Но если в зрелом периоде своей критической деятельности Стасов сумел органически впитать и развить все эти идеи Белинского, то в ранних своих работах он не мог еще отрешиться от чисто внешнего подражания ему. Так, например, самый выбор жанра музыкального обозрения был, возможно, обусловлен не столько модой на него в 30-х годах, сколько вниманием, уделяемым ему Белинским. Не случайна и аналогия, проводимая Стасовым между беллетристикой и танцовальной музыкой, начавшей "образовывать уши большинства публики музыкальным образом посредством своих легких популярных форм...", что перекликается с высказыванием Белинского о беллетристике как "ежедневной пище общества", отграничиваемой им от литературы, т. е. настоящего искусства. Заявление Белинского, что беллетристика "относится к искусству как гравюры и литографии... к картинам, как статуэтки и фигурки... к вековечным произведениям скульптуры...", тоже звучит в работах Стасова (В. Г. Белинский. "Опыт истории русской литературы". Собр. соч., том второй, Пб., 1919, стлб. 1028, 1026 и др. Об этом же Белинский говорит и в ряде других своих работ).
"Музыкальное обозрение 1847 г." интересно и как печатное заявление Стасова о своих музыкальных вкусах, в значительной мере совпадающих со вкусами композиторов будущей молодой русской музыкальной школы. Уже здесь Стасов дает развернутую оценку творческо-исполнительской деятельности Берлиоза и Листа, отчасти Гайдна, Бетховена и Шуберта, - оценку, тоже в дальнейшем эволюционировавшую (см., напр., статьи "Письма Берлиоза", "Письмо Листа", т. 2, и "Лист, Шуман и Берлиоз в России", т. 3).

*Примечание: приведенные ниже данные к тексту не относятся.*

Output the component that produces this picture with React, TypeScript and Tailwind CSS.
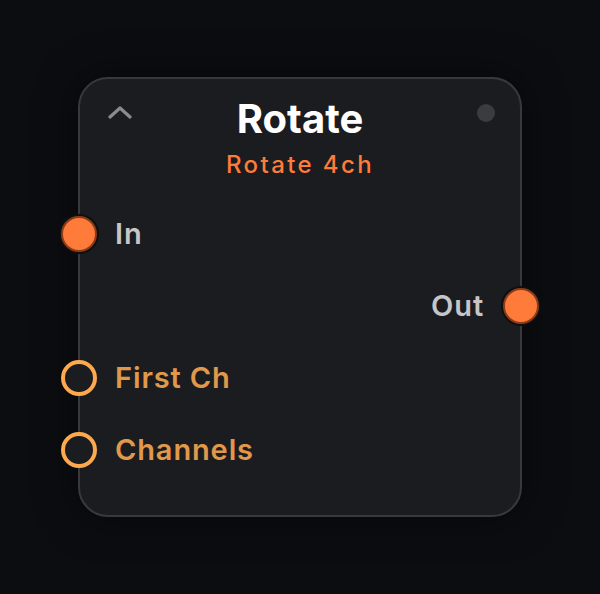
import React from "react";

const font = { fontFamily: "Inter, 'Noto Sans', sans-serif" };

function FilledHandle({ side }: { side: "left" | "right" }) {
  return (
    <div
      className={`absolute top-1/2 -translate-y-1/2 w-[40px] h-[40px] rounded-full bg-[#0f0f11] p-[2px] ${
        side === "left" ? "left-[-21px]" : "right-[-21px]"
      }`}
    >
      <div className="w-full h-full rounded-full bg-[#ff7b3a] border-2 border-[#8d3c17]" />
    </div>
  );
}

function RingHandle() {
  return (
    <div className="absolute top-1/2 -translate-y-1/2 left-[-19px] w-[36px] h-[36px] rounded-full bg-[#1b1c20] border-[4px] border-[#ffa94d]" />
  );
}

export default function App() {
  return (
    <div className="w-[600px] h-[594px] bg-[#0c0d10] flex items-start justify-center pt-[77px]" style={font}>
      <div className="w-[444px] rounded-[30px] border-2 border-[#38393d] bg-[#1b1c20] pt-[16px] pb-[29px] shadow-[0_0_40px_rgba(0,0,0,0.5)]">
        <div className="grid grid-cols-[1fr_auto_1fr] items-start">
          <div className="pl-[28px] pt-[10px]">
            <svg width="24" height="14" viewBox="0 0 24 14" fill="none">
              <path d="M2 12 L12 3 L22 12" stroke="#8a8b8f" strokeWidth="3.2" strokeLinecap="round" strokeLinejoin="round" />
            </svg>
          </div>
          <div className="text-[40px] leading-[48px] font-bold text-white text-center">Rotate</div>
          <div className="flex justify-end pr-[25px] pt-[9px]">
            <div className="w-[18px] h-[18px] rounded-full bg-[#3b3c41]" />
          </div>
        </div>
        <div className="text-center text-[24px] leading-[32px] font-medium tracking-[0.1em] text-[#ff7b3a] mt-[6px]">Rotate 4ch</div>
        <div className="mt-[17px] flex flex-col">
          <div className="relative h-[72px] flex items-center pl-[35px]">
            <FilledHandle side="left" />
            <span className="text-[29px] font-semibold tracking-[0.03em] text-[#c6c6c9]">In</span>
          </div>
          <div className="relative h-[72px] flex items-center justify-end pr-[36px]">
            <span className="text-[29px] font-semibold tracking-[0.03em] text-[#c6c6c9]">Out</span>
            <FilledHandle side="right" />
          </div>
          <div className="relative h-[72px] flex items-center pl-[35px]">
            <RingHandle />
            <span className="text-[29px] font-semibold tracking-[0.03em] text-[#e0984a]">First Ch</span>
          </div>
          <div className="relative h-[72px] flex items-center pl-[35px]">
            <RingHandle />
            <span className="text-[29px] font-semibold tracking-[0.03em] text-[#e0984a]">Channels</span>
          </div>
        </div>
      </div>
    </div>
  );
}
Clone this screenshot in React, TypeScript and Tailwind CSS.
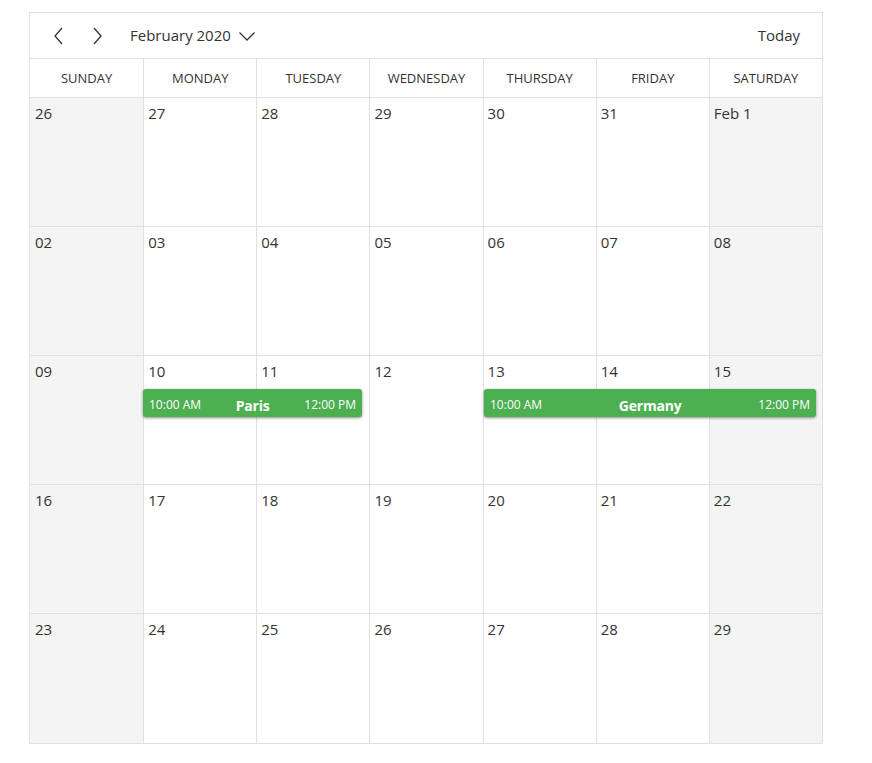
import React from "react";

const days = ["SUNDAY", "MONDAY", "TUESDAY", "WEDNESDAY", "THURSDAY", "FRIDAY", "SATURDAY"];
const weeks = [
  ["26", "27", "28", "29", "30", "31", "Feb 1"],
  ["02", "03", "04", "05", "06", "07", "08"],
  ["09", "10", "11", "12", "13", "14", "15"],
  ["16", "17", "18", "19", "20", "21", "22"],
  ["23", "24", "25", "26", "27", "28", "29"],
];

function Chevron({ dir }: { dir: "left" | "right" | "down" }) {
  if (dir === "down") {
    return (
      <svg width="18" height="18" viewBox="0 0 18 18" fill="none" stroke="#333" strokeWidth="1.3">
        <path d="M1.5 5.5 L9 13 L16.5 5.5" />
      </svg>
    );
  }
  const d = dir === "left" ? "M12 2 L5 10 L12 18" : "M6 2 L13 10 L6 18";
  return (
    <svg width="18" height="20" viewBox="0 0 18 20" fill="none" stroke="#333" strokeWidth="1.3">
      <path d={d} />
    </svg>
  );
}

function Event({ left, width, title }: { left: number; width: number; title: string }) {
  return (
    <div
      className="absolute top-[33px] h-[28px] rounded-[3px] bg-[#4caf50] text-white flex items-center justify-between px-[6px] pt-[4px] shadow-[0_1px_3px_rgba(0,0,0,0.45)]"
      style={{ left, width }}
    >
      <span className="text-[12px]">10:00 AM</span>
      <span className="text-[14px] font-bold tracking-[-0.2px]">{title}</span>
      <span className="text-[12px]">12:00 PM</span>
    </div>
  );
}

export default function App() {
  return (
    <div className="min-h-screen bg-white pl-[29px] pt-[12px] text-[#333]" style={{ fontFamily: '"Open Sans", "Noto Sans", sans-serif' }}>
      <div className="w-[794px] border border-[#e0e0e0] flex flex-col">
        <div className="h-[46px] flex items-center border-b border-[#e0e0e0] pl-[20px] pr-[22px]">
          <div className="flex items-center gap-[20px]">
            <Chevron dir="left" />
            <Chevron dir="right" />
          </div>
          <div className="ml-[24px] flex items-center gap-[7px] text-[15px]">
            <span>February 2020</span>
            <Chevron dir="down" />
          </div>
          <div className="ml-auto text-[15px]">Today</div>
        </div>
        <div className="grid grid-cols-7 h-[39px] border-b border-[#e0e0e0]">
          {days.map((d, i) => (
            <div
              key={d}
              className={`flex items-center justify-center pt-[2px] text-[13px] text-[#333] ${i > 0 ? "border-l border-[#e0e0e0]" : ""}`}
            >
              {d}
            </div>
          ))}
        </div>
        {weeks.map((w, wi) => (
          <div key={wi} className={`relative grid grid-cols-7 h-[129px] ${wi < 4 ? "border-b border-[#e0e0e0]" : ""}`}>
            {w.map((n, i) => (
              <div
                key={i}
                className={`pt-[4px] text-[15px] ${i === 0 ? "pl-[5px]" : "pl-[4px]"} ${i === 0 || i === 6 ? "bg-[#f4f4f4]" : "bg-white"} ${
                  i > 0 ? "border-l border-[#e0e0e0]" : ""
                }`}
              >
                {n}
              </div>
            ))}
            {wi === 2 && (
              <>
                <Event left={113} width={219} title="Paris" />
                <Event left={454} width={332} title="Germany" />
              </>
            )}
          </div>
        ))}
      </div>
    </div>
  );
}
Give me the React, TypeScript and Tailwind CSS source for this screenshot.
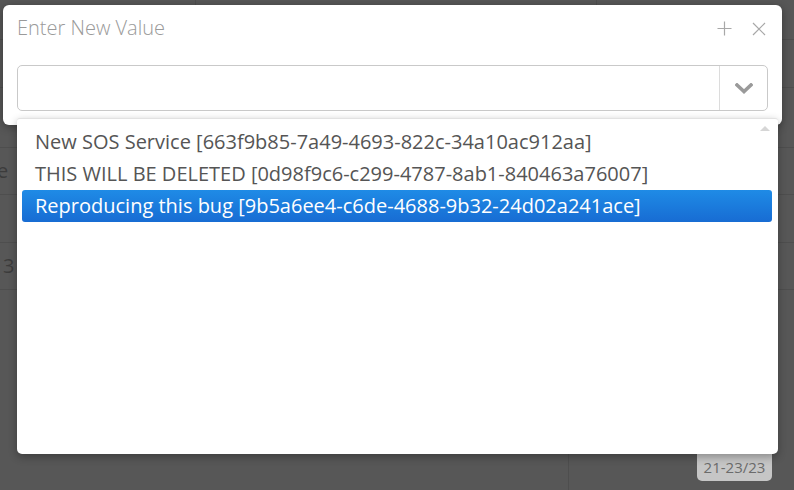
import React from "react";

const items = [
  "New SOS Service [663f9b85-7a49-4693-822c-34a10ac912aa]",
  "THIS WILL BE DELETED [0d98f9c6-c299-4787-8ab1-840463a76007]",
  "Reproducing this bug [9b5a6ee4-c6de-4688-9b32-24d02a241ace]",
];

export default function App() {
  return (
    <div
      className="relative w-[794px] h-[490px] overflow-hidden bg-[#575757]"
      style={{ fontFamily: '"Open Sans", "Noto Sans", sans-serif' }}
    >
      {/* dimmed background table */}
      <div className="flex flex-col w-full h-full">
        <div className="h-[40px] border-b border-[#4e4e4e] flex">
          <div className="w-[196px] border-r border-[#4e4e4e]" />
          <div className="w-[401px] border-r border-[#4e4e4e]" />
        </div>
        <div className="h-[48px] border-b border-[#4e4e4e]" />
        <div className="h-[60px] border-b border-[#4e4e4e]" />
        <div className="h-[47px] border-b border-[#4e4e4e] flex items-center text-[20px] text-[#3c3c3c] -ml-[3px]">
          e
        </div>
        <div className="h-[48px] border-b border-[#4e4e4e]" />
        <div className="h-[47px] border-b border-[#4e4e4e] flex items-center text-[20px] text-[#3c3c3c] pl-[3px]">
          3
        </div>
        <div className="flex-1 flex">
          <div className="w-[569px] border-r border-[#4e4e4e]" />
        </div>
      </div>

      {/* count badge */}
      <div className="absolute left-[697px] top-[450px] w-[75px] h-[31px] pt-[3px] bg-[#c6c6c6] rounded-b-[5px] flex items-center justify-center text-[15px] text-[#6b6b6b]">
        21-23/23
      </div>

      {/* dialog */}
      <div className="absolute left-[3px] top-[5px] w-[779px] h-[120px] bg-white rounded-[6px] shadow-[0_2px_8px_rgba(0,0,0,0.35)]">
        <div className="flex items-center justify-between pl-[14px] pr-[16px] pt-[9px]">
          <div className="text-[20px] font-light text-[#9a9a9a] leading-[28px]">Enter New Value</div>
          <div className="flex items-center gap-[20px] pt-[1px]">
            <svg width="15" height="15" viewBox="0 0 15 15">
              <path d="M7.5 0.5 V14.5 M0.5 7.5 H14.5" stroke="#a8a8a8" strokeWidth="1.2" fill="none" />
            </svg>
            <svg width="14" height="14" viewBox="0 0 14 14">
              <path d="M1 1 L13 13 M13 1 L1 13" stroke="#a8a8a8" strokeWidth="1.2" fill="none" />
            </svg>
          </div>
        </div>
        <div className="mx-[14px] mt-[23px] h-[46px] border border-[#c9c9c9] rounded-[5px] flex">
          <div className="flex-1" />
          <div className="w-[48px] border-l border-[#dcdcdc] flex items-center justify-center">
            <svg width="18" height="11" viewBox="0 0 18 11">
              <path d="M2 2 L9 8.5 L16 2" stroke="#9a9a9a" strokeWidth="3.6" fill="none" strokeLinecap="square" />
            </svg>
          </div>
        </div>
      </div>

      {/* dropdown list */}
      <div className="absolute left-[17px] top-[118px] w-[761px] h-[336px] bg-white border-t border-[#e2e2e2] rounded-t-[3px] rounded-b-[5px] shadow-[0_3px_8px_rgba(0,0,0,0.3)]">
        <div className="relative pt-[7px] px-[5px] flex flex-col">
          <div className="absolute right-[8px] top-[7px] w-0 h-0 border-l-[5px] border-r-[5px] border-b-[5px] border-l-transparent border-r-transparent border-b-[#d6d6d6]" />
          {items.map((t, i) => (
            <div
              key={i}
              className={
                i === 2
                  ? "h-[32px] flex items-center pl-[13px] text-[20px] text-white rounded-[3px] bg-gradient-to-b from-[#1f8be6] to-[#186cd3] w-[750px]"
                  : "h-[32px] flex items-center pl-[13px] text-[20px] text-[#555555]"
              }
            >
              {t}
            </div>
          ))}
        </div>
      </div>
    </div>
  );
}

Статья "Музыкальное обозрение 1847 г." интересна, наконец, и как страница из истории русской музыкальной культуры, поскольку она подытоживает концертные достижения текущего сезона. Подобные обозрения нередко тогда встречались в периодической печати; однако обозрение Стасова отличалось от многих из них не только "музыкальной добросовестностью", но и поставленными в нем принципиальными вопросами.